The story of our relationship and his betrayal did not end there.  While I did kick him out of my house we continued to have a relationship and try to make things work.  We had good times and bad times, but the fact that I held deep resentment and mistrust for him always permeated every interaction.  The fighting was pervasive, and my codependent behaviors consumed me.  We went through a cycle of me hating him and wanting nothing to do with him, and him wanting to end things and me begging him to give us a chance.  The problems with his drinking never ended.  He continued to message, search and flirt with girls.  He repeatedly disappeared and lied about where he was.  I tracked him, called and texted repeatedly and begged him to love me and to want a healthy relationship.   My depression and sickness became worse, as well as his alcohol use.

Then this January he planned a trip to Las Vegas to visit his mom.  I knew it would be the end.  Vising his mom really means that his son stays with his mom while he spend all night out partying.  I begged him not to go.  I told him that I knew it would be the end.  he went.

While there he at first assured me that he was not doing anything for me to worry about, but soon began to avoid talking to me and completely ignoring my phone calls.  I was tracking what he was doing on his google maps which I had been doing since the last time he cheated on me.  yes, he was aware of this.  The last night of his trip after completely cutting me out, he turned of his location.

When he returned all hell broke loose for a few days.  I was so hurt and angry.  He apologized and insisted that he did not cheat on me or talk to any women.  He wanted to recommit and start fresh.  I decided to do this and things felt better for a couple of days, until, one day when he was asleep, I looked though his messages to his mom during his trip.  A message from his mom asked where he was, that she was worried, and his response was he had met a woman.

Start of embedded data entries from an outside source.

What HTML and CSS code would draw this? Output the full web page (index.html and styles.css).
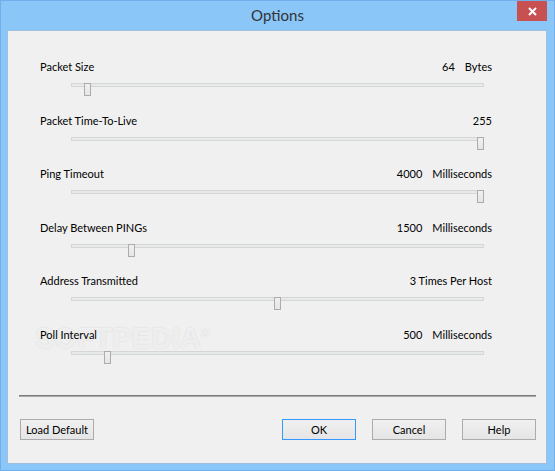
FILE: index.html
```html
<!DOCTYPE html>
<html lang="en">
<head>
  <meta charset="UTF-8">
  <title>Options</title>
  <link rel="stylesheet" href="styles.css">
</head>
<body>
  <div class="window">
    <div class="titlebar">
      <span></span>
      <span class="title">Options</span>
      <button class="close-button" aria-label="Close">
        <svg width="9" height="9" viewBox="0 0 9 9">
          <path d="M1 1 L8 8 M8 1 L1 8" stroke="#fff" stroke-width="2" fill="none"/>
        </svg>
      </button>
    </div>

    <div class="client">
      <div class="watermark">SOFTPEDIA<sup>®</sup></div>

      <div class="settings">
        <div class="row">
          <div class="row-head">
            <span>Packet Size</span>
            <span class="value"><span>64</span><span>Bytes</span></span>
          </div>
          <div class="slider"><div class="track"></div><div class="thumb" style="left: 13px"></div></div>
        </div>

        <div class="row">
          <div class="row-head">
            <span>Packet Time-To-Live</span>
            <span class="value"><span>255</span></span>
          </div>
          <div class="slider"><div class="track"></div><div class="thumb" style="left: 406px"></div></div>
        </div>

        <div class="row">
          <div class="row-head">
            <span>Ping Timeout</span>
            <span class="value"><span>4000</span><span>Milliseconds</span></span>
          </div>
          <div class="slider"><div class="track"></div><div class="thumb" style="left: 406px"></div></div>
        </div>

        <div class="row">
          <div class="row-head">
            <span>Delay Between PINGs</span>
            <span class="value"><span>1500</span><span>Milliseconds</span></span>
          </div>
          <div class="slider"><div class="track"></div><div class="thumb" style="left: 57px"></div></div>
        </div>

        <div class="row">
          <div class="row-head">
            <span>Address Transmitted</span>
            <span class="value"><span>3 Times Per Host</span></span>
          </div>
          <div class="slider"><div class="track"></div><div class="thumb" style="left: 203px"></div></div>
        </div>

        <div class="row">
          <div class="row-head">
            <span>Poll Interval</span>
            <span class="value"><span>500</span><span>Milliseconds</span></span>
          </div>
          <div class="slider"><div class="track"></div><div class="thumb" style="left: 33px"></div></div>
        </div>
      </div>

      <div class="separator"></div>

      <div class="footer">
        <button class="btn">Load Default</button>
        <div class="footer-right">
          <button class="btn btn-default">OK</button>
          <button class="btn">Cancel</button>
          <button class="btn">Help</button>
        </div>
      </div>
    </div>
  </div>
</body>
</html>
```

FILE: styles.css
```css
body {
  margin: 0;
  font-family: Lato, "Liberation Sans", Arial, sans-serif;
  font-size: 11px;
  color: #000;
}

.window {
  width: 555px;
  height: 471px;
  box-sizing: border-box;
  background: #8ac6f8;
  border: 1px solid #70afec;
  display: flex;
  flex-direction: column;
}

.titlebar {
  height: 29px;
  display: grid;
  grid-template-columns: 1fr auto 1fr;
}

.title {
  font-size: 15px;
  line-height: 29px;
  color: #333;
}

.close-button {
  justify-self: end;
  align-self: start;
  width: 30px;
  height: 20px;
  margin-right: 7px;
  padding: 0;
  border: none;
  background: #c75050;
  display: flex;
  align-items: center;
  justify-content: center;
}

.client {
  flex: 1;
  position: relative;
  margin: 0 7px 6px 6px;
  background: #f0f0f0;
  border: 1px solid #9fbfdf;
}

/* sits above the watermark so the labels stay dark */
.settings {
  position: relative;
  z-index: 1;
  padding: 28px 54px 0 32px;
}

.row {
  height: 53.6px;
}

.row-head {
  display: flex;
  justify-content: space-between;
  height: 16px;
  line-height: 16px;
}

.value {
  display: flex;
  gap: 10px;
}

.slider {
  position: relative;
  width: 413px;
  height: 13px;
  margin: 8px 0 0 31px;
}

.track {
  height: 4px;
  margin-top: 5px;
  box-sizing: border-box;
  background: #e7eaea;
  border: 1px solid #d6d6d6;
}

.thumb {
  position: absolute;
  top: 0;
  width: 7px;
  height: 13px;
  box-sizing: border-box;
  background: linear-gradient(#f0f0f0, #e5e5e5);
  border: 1px solid #acacac;
}

.separator {
  height: 2px;
  margin: 14px 10px 0 11px;
  box-sizing: border-box;
  border-top: 1px solid #7d7d7d;
  border-bottom: 1px solid #a8a8a8;
}

.footer {
  display: flex;
  padding: 22px 10px 0 12px;
}

.footer-right {
  display: flex;
  gap: 16px;
  margin-left: auto;
}

.btn {
  width: 74px;
  height: 21px;
  padding: 0;
  font-family: inherit;
  font-size: 11px;
  color: #000;
  background: linear-gradient(#f0f0f0, #e5e5e5);
  border: 1px solid #acacac;
}

.btn-default {
  border-color: #3399ff;
}

.watermark {
  position: absolute;
  left: 27px;
  top: 288px;
  font-family: "Liberation Sans", Arial, sans-serif;
  font-weight: bold;
  font-size: 29px;
  line-height: 29px;
  color: rgba(255, 255, 255, 0.6);
  text-shadow: 0 0 2px rgba(0, 0, 0, 0.12);
  pointer-events: none;
}

.watermark sup {
  font-size: 12px;
}
```
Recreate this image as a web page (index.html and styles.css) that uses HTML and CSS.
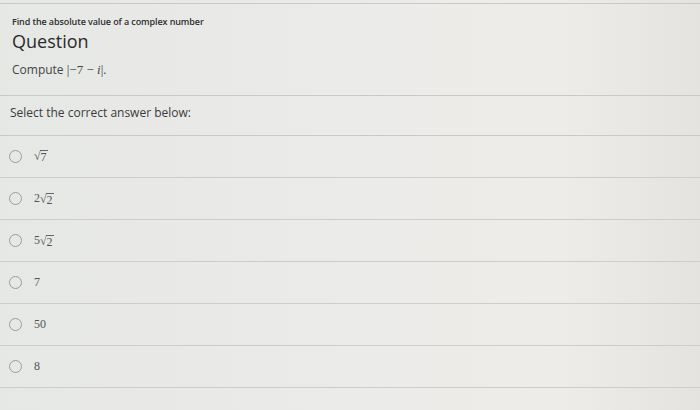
FILE: index.html
```html
<!DOCTYPE html>
<html>
<head>
<meta charset="utf-8">
<link rel="stylesheet" href="styles.css">
</head>
<body>
<div class="page">
  <div class="head">
    <div class="topic">Find the absolute value of a complex number</div>
    <div class="title">Question</div>
    <div class="prompt">Compute <span class="math">|−7 − <i>i</i>|</span>.</div>
  </div>
  <div class="select">Select the correct answer below:</div>
  <div class="opts">
    <div class="opt"><span class="radio"></span><span class="ans"><span class="rad">√</span><span class="rc">7</span></span></div>
    <div class="opt"><span class="radio"></span><span class="ans">2<span class="rad">√</span><span class="rc">2</span></span></div>
    <div class="opt"><span class="radio"></span><span class="ans">5<span class="rad">√</span><span class="rc">2</span></span></div>
    <div class="opt"><span class="radio"></span><span class="ans">7</span></div>
    <div class="opt"><span class="radio"></span><span class="ans">50</span></div>
    <div class="opt"><span class="radio"></span><span class="ans">8</span></div>
  </div>
</div>
</body>
</html>
```
FILE: styles.css
```css
html, body { margin: 0; padding: 0; }
body {
  width: 700px;
  height: 410px;
  overflow: hidden;
  background: linear-gradient(90deg, #e6e8e6 0%, #ebebe9 50%, #eeece9 80%, #e4e3e0 100%);
  font-family: "Open Sans", "Liberation Sans", sans-serif;
  color: #333;
}
.page {
  border-top: 1px solid #c9cac8;
  margin-top: 3px;
}
.head {
  padding: 12px 12px 0 12px;
  height: 79px;
  border-bottom: 1px solid #c9cac8;
}
.topic {
  font-size: 9px;
  font-weight: 600;
  color: #2e2e2e;
  line-height: 12px;
  letter-spacing: -0.1px;
}
.title {
  font-size: 18px;
  line-height: 24px;
  color: #2a2a2a;
  margin-top: 1px;
}
.prompt {
  font-size: 12px;
  line-height: 18px;
  margin-top: 8px;
  color: #444;
}
.math { font-family: "Liberation Serif", serif; font-size: 13px; }
.select {
  font-size: 12px;
  line-height: 18px;
  color: #3a3a3a;
  padding: 8px 10px 0 10px;
  height: 31px;
  border-bottom: 1px solid #c9cac8;
}
.opt {
  height: 41px;
  border-bottom: 1px solid #cdcecc;
  display: flex;
  align-items: center;
  padding-left: 9px;
}
.radio {
  width: 11px;
  height: 11px;
  border: 1.5px solid #9c9c9c;
  border-radius: 50%;
  box-sizing: content-box;
  margin-right: 12px;
}
.ans {
  font-family: "Liberation Serif", serif;
  font-size: 12px;
  color: #555;
  display: inline-flex;
  align-items: flex-end;
}
.rad { font-size: 12px; line-height: 13px; }
.rc { border-top: 1px solid #666; line-height: 12px; padding: 0 1px; margin-left: -1px; }
```
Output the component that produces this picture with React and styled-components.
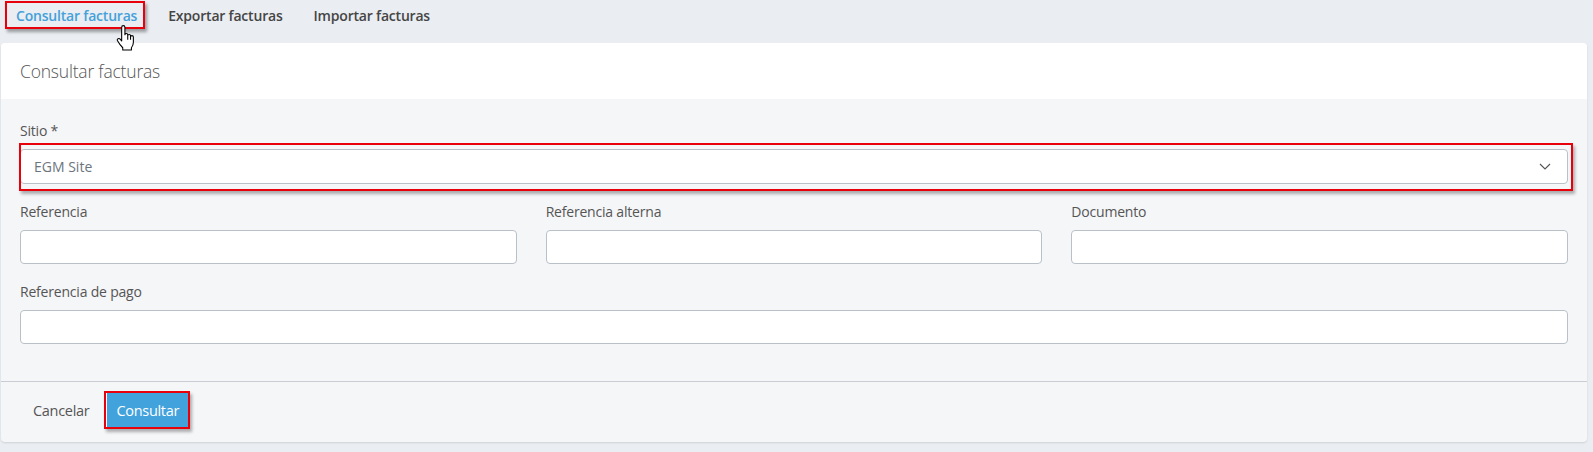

My heart sank and my blood was on fire. “What the hell is this?” I yelled at him.  At first he told me he had been talking to a woman on the bus and she gave him her number.  I knew that this couldn’t be true.  Why would that keep him out so late his mother would worry.  why if it was just a casual encounter, would he even mention it to his mother.  Then after hours of lies, he admitted he had picked up a lady at the bar, and cheated on me again.